*Exercise details*. Quote the records in full and leave their pictures out.

*Input data*.
┏━━
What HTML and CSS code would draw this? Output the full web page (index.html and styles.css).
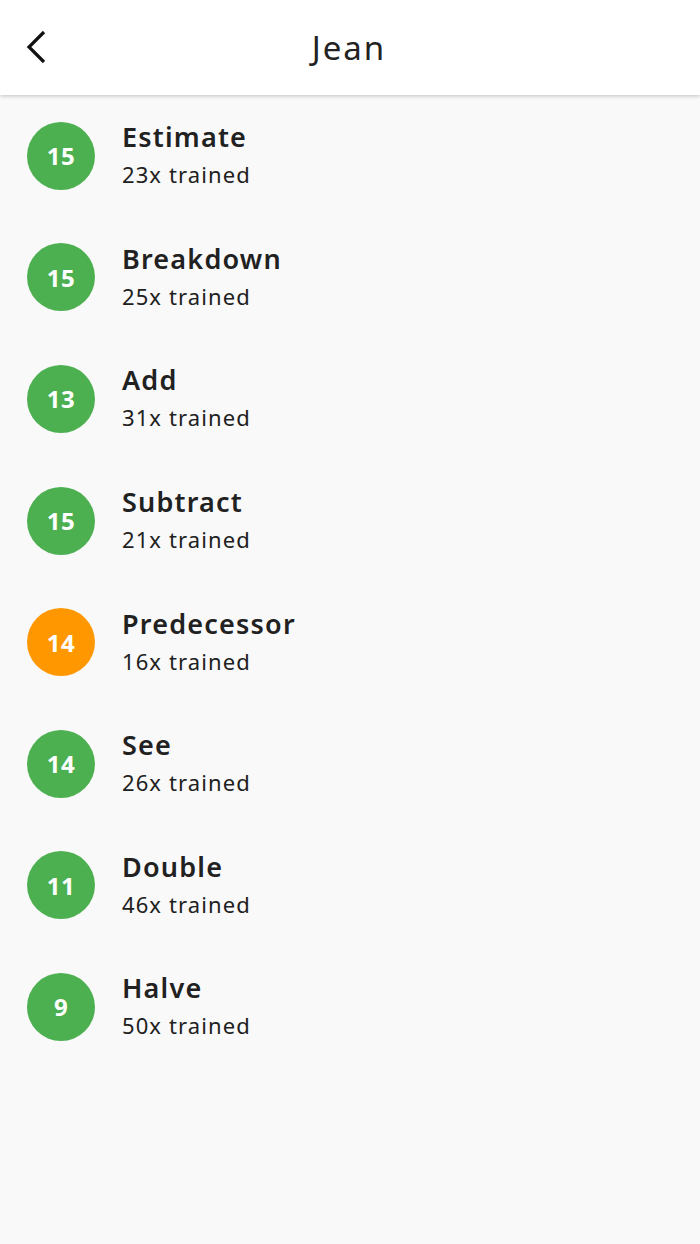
FILE: index.html
```html
<!DOCTYPE html>
<html>
<head>
<meta charset="utf-8">
<link rel="stylesheet" href="styles.css">
</head>
<body>
<header class="topbar">
  <button class="back" aria-label="Back">
    <svg width="24" height="34" viewBox="0 0 24 34"><path d="M19 2 L4 17 L19 32" fill="none" stroke="#111" stroke-width="3.2" stroke-linecap="butt" stroke-linejoin="miter"/></svg>
  </button>
  <h1 class="title">Jean</h1>
</header>
<main class="list">
  <div class="row"><div class="badge green">15</div><div class="info"><div class="name">Estimate</div><div class="sub">23x trained</div></div></div>
  <div class="row"><div class="badge green">15</div><div class="info"><div class="name">Breakdown</div><div class="sub">25x trained</div></div></div>
  <div class="row"><div class="badge green">13</div><div class="info"><div class="name">Add</div><div class="sub">31x trained</div></div></div>
  <div class="row"><div class="badge green">15</div><div class="info"><div class="name">Subtract</div><div class="sub">21x trained</div></div></div>
  <div class="row"><div class="badge orange">14</div><div class="info"><div class="name">Predecessor</div><div class="sub">16x trained</div></div></div>
  <div class="row"><div class="badge green">14</div><div class="info"><div class="name">See</div><div class="sub">26x trained</div></div></div>
  <div class="row"><div class="badge green">11</div><div class="info"><div class="name">Double</div><div class="sub">46x trained</div></div></div>
  <div class="row"><div class="badge green">9</div><div class="info"><div class="name">Halve</div><div class="sub">50x trained</div></div></div>
</main>
</body>
</html>
```
FILE: styles.css
```css
html, body {
  margin: 0;
  padding: 0;
}
body {
  width: 700px;
  height: 1244px;
  background: #f9f9f9;
  font-family: "Noto Sans", "Open Sans", sans-serif;
  color: #212121;
  overflow: hidden;
}
.topbar {
  position: relative;
  height: 95px;
  background: #fff;
  box-shadow: 0 1px 4px rgba(0,0,0,0.22);
  display: flex;
  align-items: center;
  justify-content: center;
  z-index: 1;
}
.back {
  position: absolute;
  left: 25px;
  top: 30px;
  border: 0;
  background: none;
  padding: 0;
  width: 24px;
  height: 34px;
}
.back svg { display: block; }
.title {
  margin: 0 0 0 -2px;
  font-weight: 400;
  font-size: 33px;
  letter-spacing: 2px;
  color: #222;
}
.list {
  display: flex;
  flex-direction: column;
}
.row {
  height: 121.6px;
  display: flex;
  align-items: center;
  padding-left: 27px;
  gap: 27px;
}
.badge {
  width: 68px;
  height: 68px;
  border-radius: 50%;
  color: #fff;
  font-weight: 700;
  font-size: 24px;
  letter-spacing: 0.5px;
  display: flex;
  align-items: center;
  justify-content: center;
  flex: none;
}
.green { background: #4caf50; }
.orange { background: #ff9800; }
.info {
  display: flex;
  flex-direction: column;
  gap: 7px;
  margin-top: -2px;
}
.name {
  font-size: 27px;
  font-weight: 600;
  line-height: 32px;
  letter-spacing: 1.2px;
}
.sub {
  font-size: 22px;
  line-height: 28px;
  letter-spacing: 1.1px;
}
```
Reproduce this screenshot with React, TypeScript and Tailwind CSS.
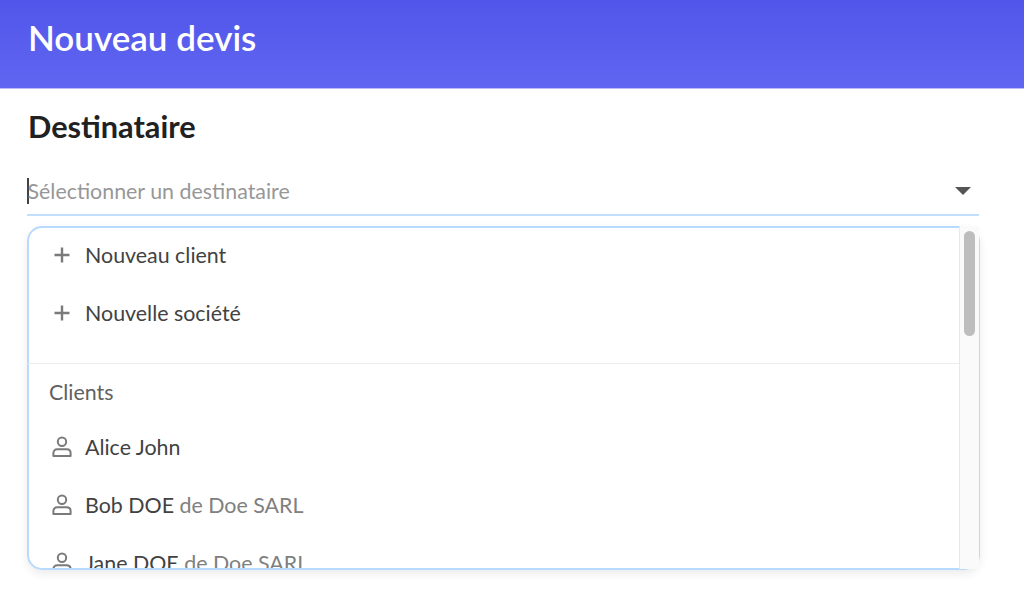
┗━━
*Response to this task*.
What HTML and CSS code would draw this? Output the full web page (index.html and styles.css).
FILE: index.html
```html
<!DOCTYPE html>
<html>
<head>
<meta charset="utf-8">
<link rel="stylesheet" href="styles.css">
</head>
<body>
<header class="topbar">
  <button class="back" aria-label="Back">
    <svg width="24" height="34" viewBox="0 0 24 34"><path d="M19 2 L4 17 L19 32" fill="none" stroke="#111" stroke-width="3.2" stroke-linecap="butt" stroke-linejoin="miter"/></svg>
  </button>
  <h1 class="title">Jean</h1>
</header>
<main class="list">
  <div class="row"><div class="badge green">15</div><div class="info"><div class="name">Estimate</div><div class="sub">23x trained</div></div></div>
  <div class="row"><div class="badge green">15</div><div class="info"><div class="name">Breakdown</div><div class="sub">25x trained</div></div></div>
  <div class="row"><div class="badge green">13</div><div class="info"><div class="name">Add</div><div class="sub">31x trained</div></div></div>
  <div class="row"><div class="badge green">15</div><div class="info"><div class="name">Subtract</div><div class="sub">21x trained</div></div></div>
  <div class="row"><div class="badge orange">14</div><div class="info"><div class="name">Predecessor</div><div class="sub">16x trained</div></div></div>
  <div class="row"><div class="badge green">14</div><div class="info"><div class="name">See</div><div class="sub">26x trained</div></div></div>
  <div class="row"><div class="badge green">11</div><div class="info"><div class="name">Double</div><div class="sub">46x trained</div></div></div>
  <div class="row"><div class="badge green">9</div><div class="info"><div class="name">Halve</div><div class="sub">50x trained</div></div></div>
</main>
</body>
</html>
```
FILE: styles.css
```css
html, body {
  margin: 0;
  padding: 0;
}
body {
  width: 700px;
  height: 1244px;
  background: #f9f9f9;
  font-family: "Noto Sans", "Open Sans", sans-serif;
  color: #212121;
  overflow: hidden;
}
.topbar {
  position: relative;
  height: 95px;
  background: #fff;
  box-shadow: 0 1px 4px rgba(0,0,0,0.22);
  display: flex;
  align-items: center;
  justify-content: center;
  z-index: 1;
}
.back {
  position: absolute;
  left: 25px;
  top: 30px;
  border: 0;
  background: none;
  padding: 0;
  width: 24px;
  height: 34px;
}
.back svg { display: block; }
.title {
  margin: 0 0 0 -2px;
  font-weight: 400;
  font-size: 33px;
  letter-spacing: 2px;
  color: #222;
}
.list {
  display: flex;
  flex-direction: column;
}
.row {
  height: 121.6px;
  display: flex;
  align-items: center;
  padding-left: 27px;
  gap: 27px;
}
.badge {
  width: 68px;
  height: 68px;
  border-radius: 50%;
  color: #fff;
  font-weight: 700;
  font-size: 24px;
  letter-spacing: 0.5px;
  display: flex;
  align-items: center;
  justify-content: center;
  flex: none;
}
.green { background: #4caf50; }
.orange { background: #ff9800; }
.info {
  display: flex;
  flex-direction: column;
  gap: 7px;
  margin-top: -2px;
}
.name {
  font-size: 27px;
  font-weight: 600;
  line-height: 32px;
  letter-spacing: 1.2px;
}
.sub {
  font-size: 22px;
  line-height: 28px;
  letter-spacing: 1.1px;
}
```
Reproduce this screenshot with React, TypeScript and Tailwind CSS.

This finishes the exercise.